What you will do
Wherever the string "index" occurs in a line of these records, report that line.

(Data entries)
○ ○ ○ ○
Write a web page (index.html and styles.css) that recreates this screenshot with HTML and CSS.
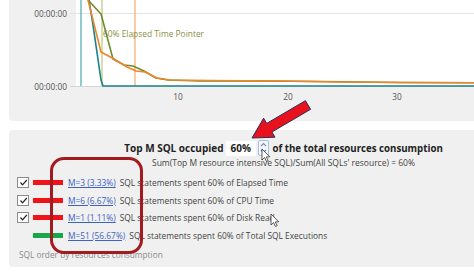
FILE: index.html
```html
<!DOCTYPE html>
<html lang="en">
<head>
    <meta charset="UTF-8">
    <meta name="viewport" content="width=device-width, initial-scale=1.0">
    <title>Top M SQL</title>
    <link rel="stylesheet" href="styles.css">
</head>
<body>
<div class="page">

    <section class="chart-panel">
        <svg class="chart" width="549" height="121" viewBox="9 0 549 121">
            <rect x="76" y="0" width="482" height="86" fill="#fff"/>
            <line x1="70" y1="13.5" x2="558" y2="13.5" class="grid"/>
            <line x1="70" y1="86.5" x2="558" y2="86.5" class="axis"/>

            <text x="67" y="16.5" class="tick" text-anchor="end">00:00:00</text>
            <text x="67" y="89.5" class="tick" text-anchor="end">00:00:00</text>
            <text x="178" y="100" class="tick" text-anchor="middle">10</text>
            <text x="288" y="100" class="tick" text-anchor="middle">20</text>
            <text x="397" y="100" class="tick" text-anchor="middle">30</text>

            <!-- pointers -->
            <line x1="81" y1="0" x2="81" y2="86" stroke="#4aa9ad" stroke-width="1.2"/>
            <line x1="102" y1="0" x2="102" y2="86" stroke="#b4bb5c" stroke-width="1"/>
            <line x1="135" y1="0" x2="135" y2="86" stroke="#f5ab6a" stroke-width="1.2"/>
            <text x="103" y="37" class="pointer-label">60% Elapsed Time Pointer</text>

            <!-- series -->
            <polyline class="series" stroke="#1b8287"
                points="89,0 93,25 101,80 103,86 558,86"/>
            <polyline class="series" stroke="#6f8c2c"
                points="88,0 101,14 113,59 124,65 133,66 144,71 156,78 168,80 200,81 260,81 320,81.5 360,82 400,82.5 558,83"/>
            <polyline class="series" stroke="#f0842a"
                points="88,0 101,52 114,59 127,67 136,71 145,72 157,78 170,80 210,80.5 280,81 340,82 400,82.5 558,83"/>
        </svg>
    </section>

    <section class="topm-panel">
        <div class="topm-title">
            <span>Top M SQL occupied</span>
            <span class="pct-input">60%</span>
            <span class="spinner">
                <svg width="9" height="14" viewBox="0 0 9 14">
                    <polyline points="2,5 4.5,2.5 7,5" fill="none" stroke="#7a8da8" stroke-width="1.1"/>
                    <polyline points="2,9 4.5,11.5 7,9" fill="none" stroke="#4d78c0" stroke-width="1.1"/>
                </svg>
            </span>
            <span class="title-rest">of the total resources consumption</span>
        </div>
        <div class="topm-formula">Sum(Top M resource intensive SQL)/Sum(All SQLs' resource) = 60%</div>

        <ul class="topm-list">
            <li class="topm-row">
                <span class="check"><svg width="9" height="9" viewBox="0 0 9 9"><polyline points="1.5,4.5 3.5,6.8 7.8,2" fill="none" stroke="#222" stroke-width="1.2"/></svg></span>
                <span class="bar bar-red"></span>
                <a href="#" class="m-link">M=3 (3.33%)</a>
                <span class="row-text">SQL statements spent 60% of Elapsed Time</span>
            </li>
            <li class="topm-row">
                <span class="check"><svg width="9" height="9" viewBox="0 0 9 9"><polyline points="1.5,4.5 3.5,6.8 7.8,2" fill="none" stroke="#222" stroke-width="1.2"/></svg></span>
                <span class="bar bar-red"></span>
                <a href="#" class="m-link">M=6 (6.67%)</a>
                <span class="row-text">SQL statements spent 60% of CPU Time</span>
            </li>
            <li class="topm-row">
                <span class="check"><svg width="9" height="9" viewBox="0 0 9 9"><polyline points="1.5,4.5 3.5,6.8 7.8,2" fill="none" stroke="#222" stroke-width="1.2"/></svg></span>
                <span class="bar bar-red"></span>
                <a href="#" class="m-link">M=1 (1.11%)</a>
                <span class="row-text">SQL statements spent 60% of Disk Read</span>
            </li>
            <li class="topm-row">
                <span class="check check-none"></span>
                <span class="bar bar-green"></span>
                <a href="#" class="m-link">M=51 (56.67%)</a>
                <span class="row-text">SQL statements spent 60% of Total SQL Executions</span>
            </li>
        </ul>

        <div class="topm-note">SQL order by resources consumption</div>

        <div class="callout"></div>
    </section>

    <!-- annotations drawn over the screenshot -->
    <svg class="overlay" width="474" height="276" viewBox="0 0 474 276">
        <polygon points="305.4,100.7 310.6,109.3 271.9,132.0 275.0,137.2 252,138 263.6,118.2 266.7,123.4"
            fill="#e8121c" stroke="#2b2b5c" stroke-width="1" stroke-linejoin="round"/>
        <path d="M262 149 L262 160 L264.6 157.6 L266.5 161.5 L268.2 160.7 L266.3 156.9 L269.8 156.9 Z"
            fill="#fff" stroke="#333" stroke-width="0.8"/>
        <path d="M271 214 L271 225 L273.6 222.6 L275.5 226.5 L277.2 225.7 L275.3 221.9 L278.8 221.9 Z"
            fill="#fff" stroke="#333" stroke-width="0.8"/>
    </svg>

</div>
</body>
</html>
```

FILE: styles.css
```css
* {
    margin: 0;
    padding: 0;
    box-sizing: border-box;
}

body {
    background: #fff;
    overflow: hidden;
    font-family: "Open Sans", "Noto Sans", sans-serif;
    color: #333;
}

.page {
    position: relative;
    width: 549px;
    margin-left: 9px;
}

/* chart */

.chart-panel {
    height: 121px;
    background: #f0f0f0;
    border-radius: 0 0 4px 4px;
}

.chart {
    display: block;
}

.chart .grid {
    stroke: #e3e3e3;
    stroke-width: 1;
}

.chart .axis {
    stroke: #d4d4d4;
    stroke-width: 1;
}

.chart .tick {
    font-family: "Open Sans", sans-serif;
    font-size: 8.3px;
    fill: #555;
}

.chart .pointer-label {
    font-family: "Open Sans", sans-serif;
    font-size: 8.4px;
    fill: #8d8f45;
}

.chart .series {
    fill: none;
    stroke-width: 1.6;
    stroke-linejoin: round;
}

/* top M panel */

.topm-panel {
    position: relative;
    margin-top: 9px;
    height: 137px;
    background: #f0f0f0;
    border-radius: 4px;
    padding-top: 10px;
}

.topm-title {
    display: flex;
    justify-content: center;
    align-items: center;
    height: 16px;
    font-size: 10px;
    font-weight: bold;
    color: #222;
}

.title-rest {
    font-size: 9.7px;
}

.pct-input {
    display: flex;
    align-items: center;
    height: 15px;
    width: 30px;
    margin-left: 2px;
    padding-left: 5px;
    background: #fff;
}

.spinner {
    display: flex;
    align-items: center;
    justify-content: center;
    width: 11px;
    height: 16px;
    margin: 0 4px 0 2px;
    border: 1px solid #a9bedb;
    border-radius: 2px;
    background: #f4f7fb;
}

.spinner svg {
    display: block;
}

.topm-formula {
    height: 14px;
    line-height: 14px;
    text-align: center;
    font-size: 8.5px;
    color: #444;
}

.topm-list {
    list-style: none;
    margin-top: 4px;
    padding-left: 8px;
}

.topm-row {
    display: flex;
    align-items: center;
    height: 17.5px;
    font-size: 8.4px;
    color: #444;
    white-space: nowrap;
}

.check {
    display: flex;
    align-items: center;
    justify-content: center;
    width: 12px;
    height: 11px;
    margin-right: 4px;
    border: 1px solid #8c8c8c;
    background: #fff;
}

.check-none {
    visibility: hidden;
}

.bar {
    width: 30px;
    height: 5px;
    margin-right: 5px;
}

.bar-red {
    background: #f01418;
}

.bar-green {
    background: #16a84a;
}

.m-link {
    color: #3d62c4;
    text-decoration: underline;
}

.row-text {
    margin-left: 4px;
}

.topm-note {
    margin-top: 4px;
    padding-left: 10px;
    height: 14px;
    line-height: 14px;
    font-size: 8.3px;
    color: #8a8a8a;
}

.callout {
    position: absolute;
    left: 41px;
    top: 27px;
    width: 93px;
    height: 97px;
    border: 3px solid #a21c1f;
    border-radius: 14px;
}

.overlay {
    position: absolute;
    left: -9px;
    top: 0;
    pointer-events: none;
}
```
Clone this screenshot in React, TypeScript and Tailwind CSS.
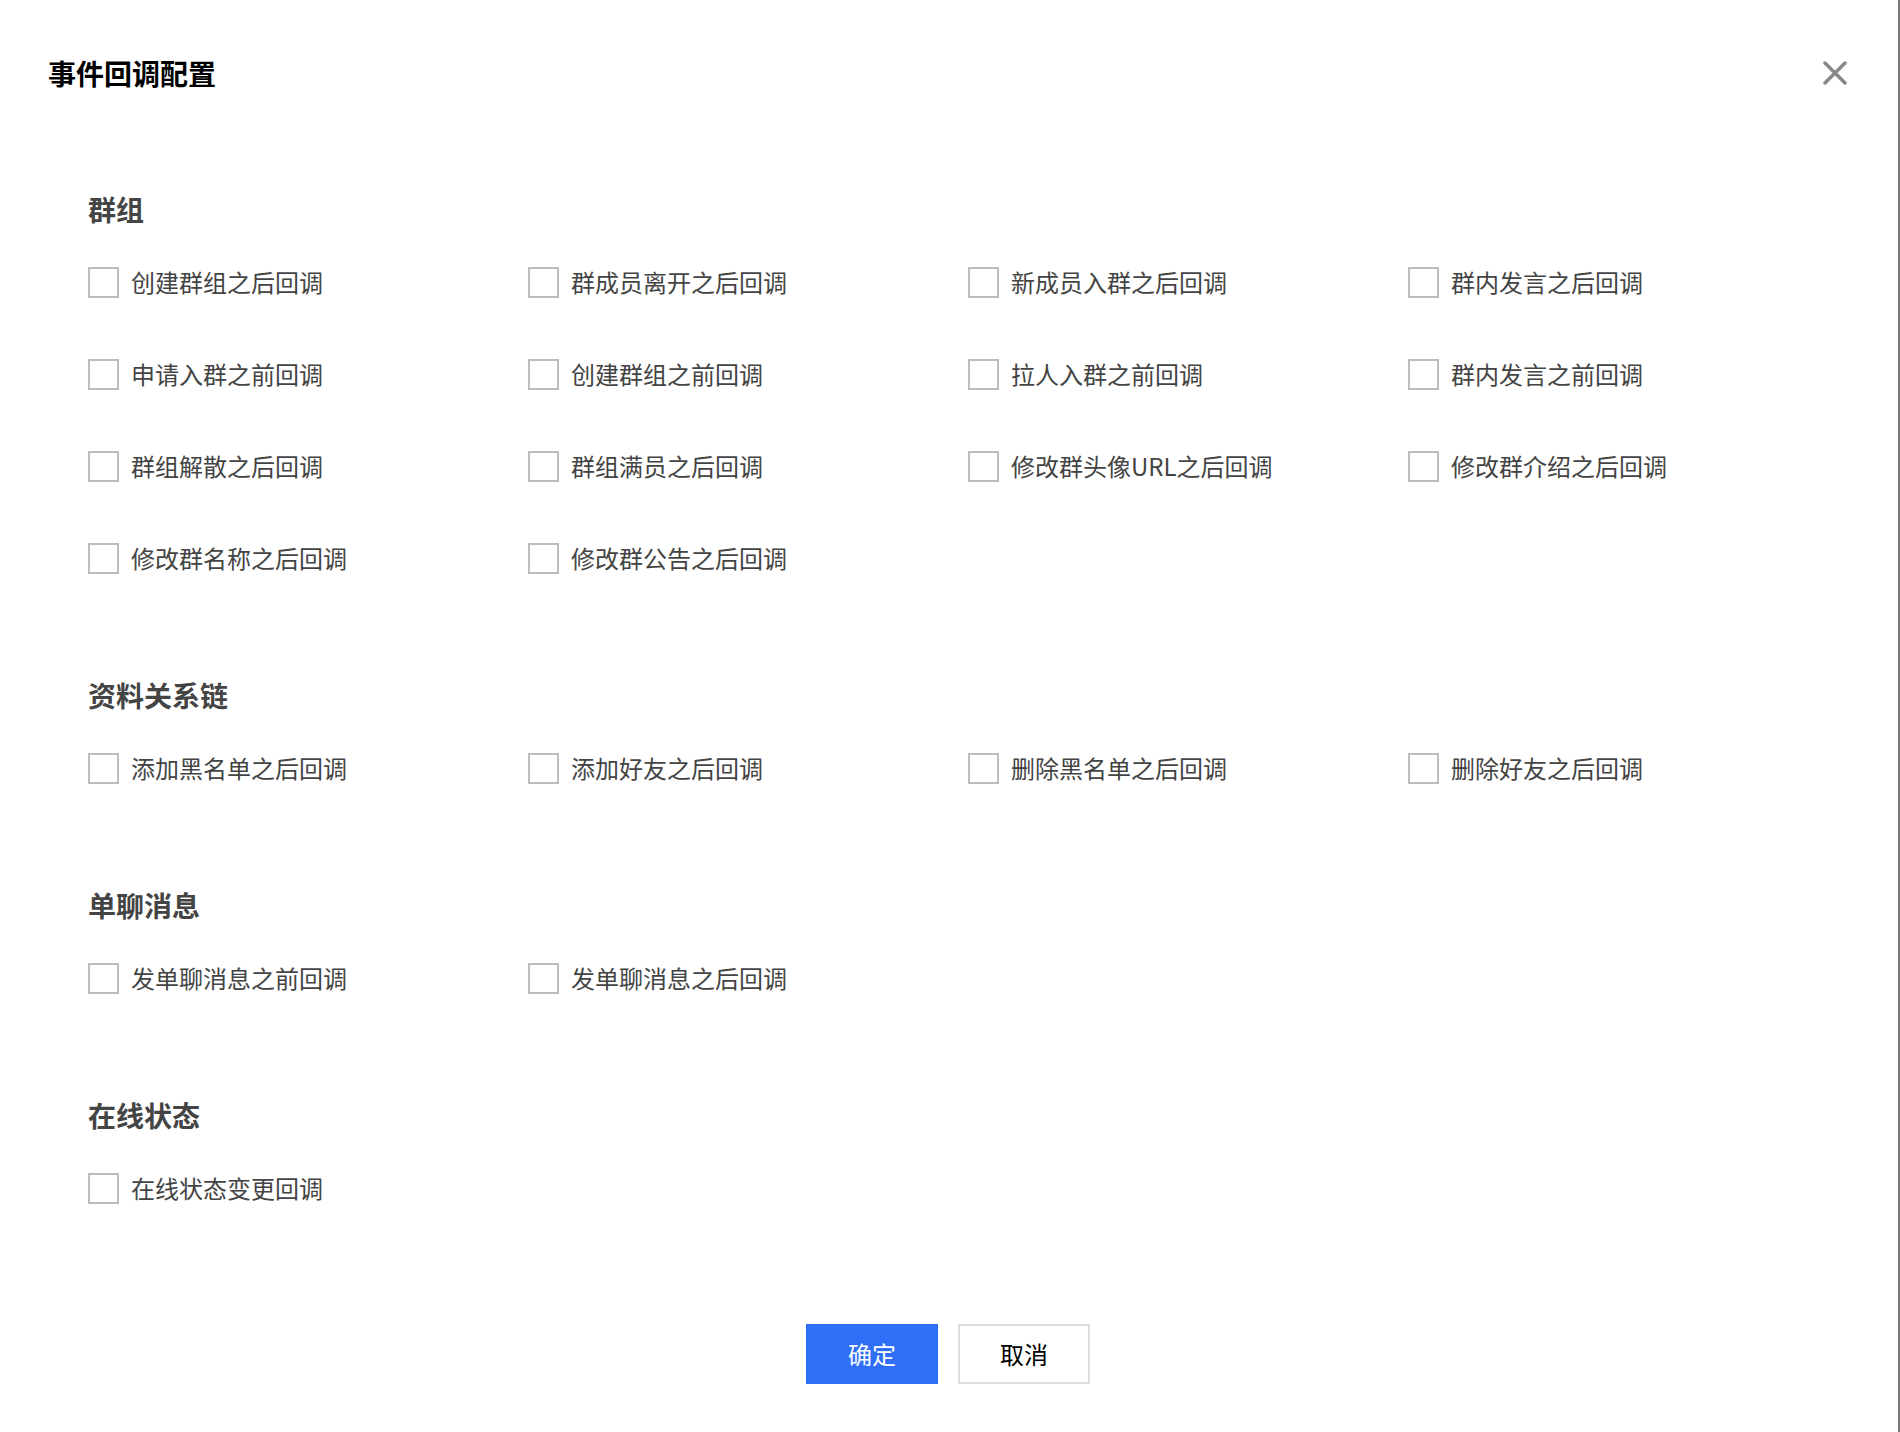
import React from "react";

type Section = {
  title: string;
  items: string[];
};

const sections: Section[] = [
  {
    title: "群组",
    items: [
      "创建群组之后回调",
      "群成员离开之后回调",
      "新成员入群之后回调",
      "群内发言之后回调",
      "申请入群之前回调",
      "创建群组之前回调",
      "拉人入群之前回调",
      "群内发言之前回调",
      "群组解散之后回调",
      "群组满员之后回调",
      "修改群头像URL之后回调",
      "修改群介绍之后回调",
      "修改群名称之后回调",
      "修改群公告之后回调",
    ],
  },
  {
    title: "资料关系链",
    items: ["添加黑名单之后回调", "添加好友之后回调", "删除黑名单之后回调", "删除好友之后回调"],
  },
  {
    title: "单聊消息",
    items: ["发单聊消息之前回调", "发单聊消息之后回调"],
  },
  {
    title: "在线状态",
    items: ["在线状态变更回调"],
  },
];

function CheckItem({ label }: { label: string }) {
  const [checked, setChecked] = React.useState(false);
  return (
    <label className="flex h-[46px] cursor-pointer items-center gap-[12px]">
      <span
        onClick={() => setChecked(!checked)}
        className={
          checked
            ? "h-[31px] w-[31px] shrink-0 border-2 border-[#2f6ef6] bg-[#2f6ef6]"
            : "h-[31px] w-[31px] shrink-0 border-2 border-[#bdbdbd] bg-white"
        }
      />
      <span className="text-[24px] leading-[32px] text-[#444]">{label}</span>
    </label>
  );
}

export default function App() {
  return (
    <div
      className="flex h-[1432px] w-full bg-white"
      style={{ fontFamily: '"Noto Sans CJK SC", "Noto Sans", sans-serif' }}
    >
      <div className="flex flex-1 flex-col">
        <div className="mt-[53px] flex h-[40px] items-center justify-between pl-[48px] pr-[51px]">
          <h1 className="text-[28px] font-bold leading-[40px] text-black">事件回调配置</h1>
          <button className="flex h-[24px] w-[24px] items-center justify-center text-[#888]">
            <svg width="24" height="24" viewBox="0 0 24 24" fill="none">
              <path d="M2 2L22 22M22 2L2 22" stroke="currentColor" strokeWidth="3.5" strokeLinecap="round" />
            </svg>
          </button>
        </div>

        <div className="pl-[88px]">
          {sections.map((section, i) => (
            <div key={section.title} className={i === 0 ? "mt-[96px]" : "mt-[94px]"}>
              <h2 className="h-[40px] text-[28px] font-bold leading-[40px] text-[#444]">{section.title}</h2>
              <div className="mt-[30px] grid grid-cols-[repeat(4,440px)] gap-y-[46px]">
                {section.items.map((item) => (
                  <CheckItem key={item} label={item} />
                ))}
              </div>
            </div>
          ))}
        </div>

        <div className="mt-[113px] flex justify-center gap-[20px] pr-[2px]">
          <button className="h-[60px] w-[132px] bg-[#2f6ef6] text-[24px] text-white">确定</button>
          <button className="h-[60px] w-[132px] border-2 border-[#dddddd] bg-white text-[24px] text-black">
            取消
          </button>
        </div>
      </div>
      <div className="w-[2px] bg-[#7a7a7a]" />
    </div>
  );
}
○ ○ ○ ○
Worked answer
Write a web page (index.html and styles.css) that recreates this screenshot with HTML and CSS.
FILE: index.html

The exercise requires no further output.